Since DIR is about a unified team concept, one of the first (and maybe the most painful) lessons you will learn in a GUE-F class is how important a team is to the success of any dive -- including success at the fundies level. To get the most out of your diving dollar, it would probably benefit you more to fill a class with students who are at the same level of diving. For example, if you are already experienced with drysuit diving and double tanks, it would be frustrating to find yourself in a three person team with two buddies who just purchased drysuits and doubles and haven't gotten the hang of the equipment yet. They'll be blowing their buoyancy and body positioning while you're trying to perfect kicks and work on team awareness and ascent rates. You'll enter class thinking you have enough of a solid foundation to pass and move into tech or cave training and then find yourself having time wasted that could be better spend building you or a similarly skilled team into even more solid divers.
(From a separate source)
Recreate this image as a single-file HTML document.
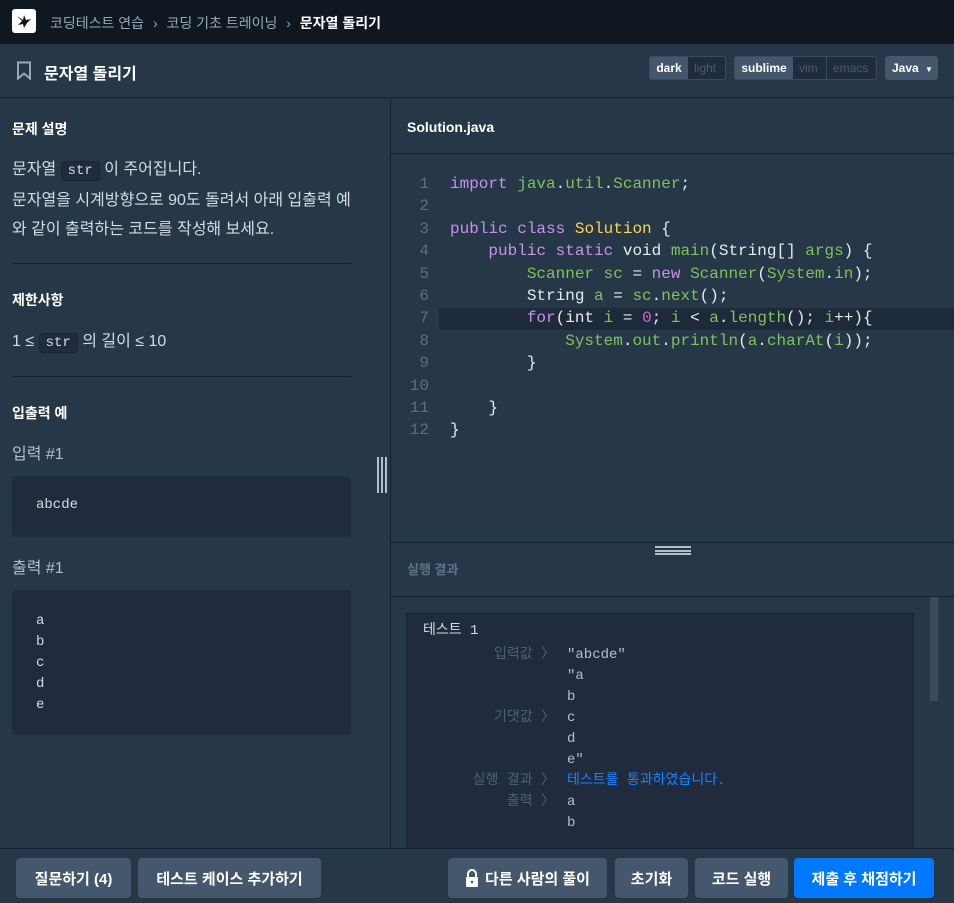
<!DOCTYPE html>
<html><head><meta charset="utf-8"><style>
*{margin:0;padding:0;box-sizing:border-box}
body{width:954px;height:903px;background:#263747;font-family:"Liberation Sans","Noto Sans CJK KR",sans-serif;position:relative;overflow:hidden;color:#d5dce3}
.a{position:absolute;white-space:nowrap}
.mono{font-family:"Liberation Mono","Noto Sans CJK KR",monospace}
.code{font-family:"Liberation Mono",monospace;font-size:16px;line-height:22.4px;color:#e6ebf0}
.k{color:#c792ea}.g{color:#7fc35a}.y{color:#ffd54f}.n{color:#d06bd0}
.cd{background:#202b3d;border:1px solid #1a2433;border-radius:4px;padding:1px 6px;font-family:"Liberation Mono",monospace;font-size:14px;color:#d5dce3}
.btn{position:absolute;top:858px;height:40px;background:#44576c;border-radius:4px;color:#fff;font-weight:bold;font-size:15px;display:flex;align-items:center;justify-content:center}
</style></head><body>
<!-- top nav -->
<div class="a" style="left:0;top:0;width:954px;height:44px;background:#0f1720"></div>
<div class="a" style="left:12px;top:9px;width:24px;height:24px;background:#fff;border-radius:3px"></div>
<svg class="a" style="left:14px;top:11px" width="20" height="20" viewBox="0 0 20 20"><path d="M3 5 L9 9 L10 4 L12 9 L17 8 L13 12 L10 17 L9 13 L4 14 L8 10 Z" fill="#0f1720"/></svg>
<div class="a" style="left:50px;top:13px;font-size:14px;color:#98a8b9">코딩테스트 연습 <span style="margin:0 5px">›</span> 코딩 기초 트레이닝 <span style="margin:0 5px">›</span> <b style="color:#fff">문자열 돌리기</b></div>
<!-- header -->
<div class="a" style="left:0;top:44px;width:954px;height:54px;border-bottom:1px solid #172030"></div>
<svg class="a" style="left:16px;top:61px" width="16" height="19" viewBox="0 0 16 19"><path d="M2 1.5 H14 V17.5 L8 12.5 L2 17.5 Z" fill="none" stroke="#98a8b9" stroke-width="2"/></svg>
<div class="a" style="left:44px;top:60px;font-size:16px;font-weight:bold;color:#fff">문자열 돌리기</div>
<div class="a" style="left:649px;top:56px;width:77px;height:24px;border:1px solid #3a4b5e;border-radius:3px;background:#202b3d;font-size:12px;font-weight:bold"><span class="a" style="left:0;top:0;width:38px;height:22px;background:#44576c;color:#fff;line-height:22px;text-align:center">dark</span><span class="a" style="left:44px;top:0;line-height:22px;color:#4a5c70;font-weight:normal">light</span></div>
<div class="a" style="left:734px;top:56px;width:143px;height:24px;border:1px solid #3a4b5e;border-radius:3px;background:#202b3d;font-size:12px"><span class="a" style="left:0;top:0;width:58px;height:22px;background:#44576c;color:#fff;line-height:22px;text-align:center;font-weight:bold">sublime</span><span class="a" style="left:64px;top:0;line-height:22px;color:#4a5c70">vim</span><span class="a" style="left:91px;top:0;width:1px;height:22px;background:#3a4b5e"></span><span class="a" style="left:98px;top:0;line-height:22px;color:#4a5c70">emacs</span></div>
<div class="a" style="left:885px;top:56px;width:53px;height:24px;background:#44576c;border-radius:3px;color:#fff;font-size:12px;font-weight:bold;line-height:24px;padding-left:7px">Java <span style="font-size:8px;margin-left:3px">▼</span></div>
<!-- left panel -->
<div class="a" style="left:390px;top:99px;width:1px;height:750px;background:#172030"></div>
<div class="a" style="left:12px;top:119px;font-size:14px;font-weight:bold;color:#fff">문제 설명</div>
<div class="a" style="left:12px;top:155px;font-size:16px;line-height:29px;color:#d5dce3">문자열 <span class="cd">str</span> 이 주어집니다.<br>문자열을 시계방향으로 90도 돌려서 아래 입출력 예<br>와 같이 출력하는 코드를 작성해 보세요.</div>
<div class="a" style="left:12px;top:263px;width:339px;height:1px;background:#172030"></div>
<div class="a" style="left:12px;top:290px;font-size:14px;font-weight:bold;color:#fff">제한사항</div>
<div class="a" style="left:12px;top:327px;font-size:16px;color:#d5dce3">1 ≤ <span class="cd">str</span> 의 길이 ≤ 10</div>
<div class="a" style="left:12px;top:376px;width:339px;height:1px;background:#172030"></div>
<div class="a" style="left:12px;top:403px;font-size:14px;font-weight:bold;color:#fff">입출력 예</div>
<div class="a" style="left:12px;top:440px;font-size:16px;color:#b2c0cc">입력 #1</div>
<div class="a" style="left:12px;top:476px;width:339px;height:61px;background:#202b3d;border-radius:4px"></div>
<div class="a mono" style="left:36px;top:497px;font-size:14px;color:#d5dce3">abcde</div>
<div class="a" style="left:12px;top:554px;font-size:16px;color:#b2c0cc">출력 #1</div>
<div class="a" style="left:12px;top:590px;width:339px;height:145px;background:#202b3d;border-radius:4px"></div>
<div class="a mono" style="left:36px;top:611px;font-size:14px;line-height:21px;color:#d5dce3">a<br>b<br>c<br>d<br>e</div>
<div class="a" style="left:377px;top:457px;width:10px;height:36px;border-left:2px solid #b2c0cc;border-right:2px solid #b2c0cc"><div style="margin-left:2px;width:2px;height:36px;background:#b2c0cc"></div></div>
<!-- right editor -->
<div class="a" style="left:391px;top:99px;width:563px;height:55px;border-bottom:1px solid #172030"></div>
<div class="a" style="left:407px;top:119px;font-size:14px;font-weight:bold;color:#fff">Solution.java</div>
<div class="a" style="left:439px;top:308px;width:515px;height:22px;background:#1e2a3a"></div>
<div class="a code" style="left:404px;top:173px;width:25px;text-align:right;color:#5d6e80">1<br>2<br>3<br>4<br>5<br>6<br>7<br>8<br>9<br>10<br>11<br>12</div>
<pre class="code" style="position:absolute;left:450px;top:173px;white-space:pre"><span class="k">import</span> <span class="g">java</span>.<span class="g">util</span>.<span class="g">Scanner</span>;

<span class="k">public</span> <span class="k">class</span> <span class="y">Solution</span> {
    <span class="k">public</span> <span class="k">static</span> void <span class="g">main</span>(String[] <span class="g">args</span>) {
        <span class="g">Scanner</span> <span class="g">sc</span> = <span class="k">new</span> <span class="g">Scanner</span>(<span class="g">System</span>.<span class="g">in</span>);
        String <span class="g">a</span> = <span class="g">sc</span>.<span class="g">next</span>();
        <span class="k">for</span>(int <span class="g">i</span> = <span class="n">0</span>; <span class="g">i</span> &lt; <span class="g">a</span>.<span class="g">length</span>(); <span class="g">i</span>++){
            <span class="g">System</span>.<span class="g">out</span>.<span class="g">println</span>(<span class="g">a</span>.<span class="g">charAt</span>(<span class="g">i</span>));
        }

    }
}</pre>
<!-- results -->
<div class="a" style="left:391px;top:542px;width:563px;height:1px;background:#172030"></div>
<div class="a" style="left:655px;top:546px;width:36px;height:9px;border-top:2px solid #b2c0cc;border-bottom:2px solid #b2c0cc"><div style="margin-top:1.5px;height:2px;background:#b2c0cc"></div></div>
<div class="a" style="left:407px;top:559px;font-size:13px;font-weight:bold;color:#5d738a">실행 결과</div>
<div class="a" style="left:391px;top:596px;width:563px;height:1px;background:#172030"></div>
<div class="a" style="left:406px;top:613px;width:508px;height:240px;background:#202b3d;border:1px solid #172030"></div>
<div class="a" style="left:930px;top:597px;width:8px;height:104px;background:#3a4b5e"></div>
<div class="a mono" style="left:423px;top:619px;font-size:14px;color:#d5dce3">테스트 1</div>
<div class="a mono" style="left:440px;top:645px;width:115px;text-align:right;font-size:14px;line-height:21px;color:#4e6073">입력값 〉<br><br><br>기댓값 〉<br><br><br>실행 결과 〉<br>출력 〉</div>
<div class="a mono" style="left:567px;top:645px;font-size:14px;line-height:21px;color:#b2c0cc">"abcde"<br>"a<br>b<br>c<br>d<br>e"<br><span style="color:#1683ff">테스트를 통과하였습니다.</span><br>a<br>b</div>
<!-- bottom bar -->
<div class="a" style="left:0;top:848px;width:954px;height:55px;background:#263747;border-top:1px solid #172030"></div>
<div class="btn" style="left:16px;width:115px">질문하기 (4)</div>
<div class="btn" style="left:138px;width:183px">테스트 케이스 추가하기</div>
<div class="btn" style="left:448px;width:159px"><svg width="14" height="20" viewBox="0 0 14 20" style="margin-right:6px"><path d="M3 9 V6 a4 4 0 0 1 8 0 V9" fill="none" stroke="#fff" stroke-width="2"/><rect x="1" y="9" width="12" height="10" rx="1" fill="#fff"/><circle cx="7" cy="14" r="1.3" fill="#44576c"/></svg>다른 사람의 풀이</div>
<div class="btn" style="left:615px;width:73px">초기화</div>
<div class="btn" style="left:695px;width:93px">코드 실행</div>
<div class="btn" style="left:794px;width:140px;background:#0078ff">제출 후 채점하기</div>
</body></html>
That is not to say that if you found yourself in such a class that it would be a waste of your time, but with all there is to learn and with the quality of instruction, you'll get much more out of it if your teammates are on the same page. I'd recommend using the message boards to organize divers of similar skills and experiences and motivations. There are many additional benefits for doing that such as finding a long term training team and new dive buddies. If your interest in GUE-F is improvement of your recreational diving skills as a newbie recreational diver, and you prefer single tanks, then filling a class of six or at least one team of three would put that team on the exact same page. Any improvement in trim, buoyancy, propulsion, awareness, team skills and emergency management would be a gigantic leap from your current level. Three newbies would experience some of the same challenges and be able to relate to the follies and short-comings of their buddies. Throwing a full cave diver who wants to take Tech 1 into such a team will make it more difficult for an experienced diver to be honed to a level to which he or she is capable. Will it be done? Sure. But, if you took three cave divers who are interested in GUE technical courses, they'll probably respond well to light signals and be aware of command hand signals. With improved communication in such a team, a GUE instructor can push them farther and harder than a team who can't communicate well and fine tune them even further.
Success isn't measured by a failure, a provisional, a recreational or a technical pass, but by what you learn from the course. If you're putting in the coin and the time to learn from the best, you should try to set up with the best people at your level of diving to learn from mistakes divers at your level will make.
My suggestion would be to organize classes, especially at the fundies level, by the goals, equipment and unity of the team. Examples:
1) New recreational divers equipping in backplate and single tanks for the first time and want to find out what this DIR stuff is all about and improve skills.
2) Experienced recreational divers who want to transition to technical diving and want to start working with drysuits and doubles.
3) Highly experienced recreationonal divers and dive pros who may have experience with drysuits and doubles and want to clean up their act and start doing it right.
4) Technical divers who don't possess the fundamental skills and wish to improve.
5) Divers who want to learn to cave dive and are training for Cave 1.
6) Divers who want to learn to gas dive and are training for Tech 1.
If you can get 6 people on the same level with the same goals it will reduce frustration and improve overall enjoyment. If you can't get 6 then get 3. This way you could have a team of three technical divers looking to become cave divers getting their fair share of experience in the same class as new drysuit users who will be getting their experience.
Such team unity is the first step to long term friendships and successes.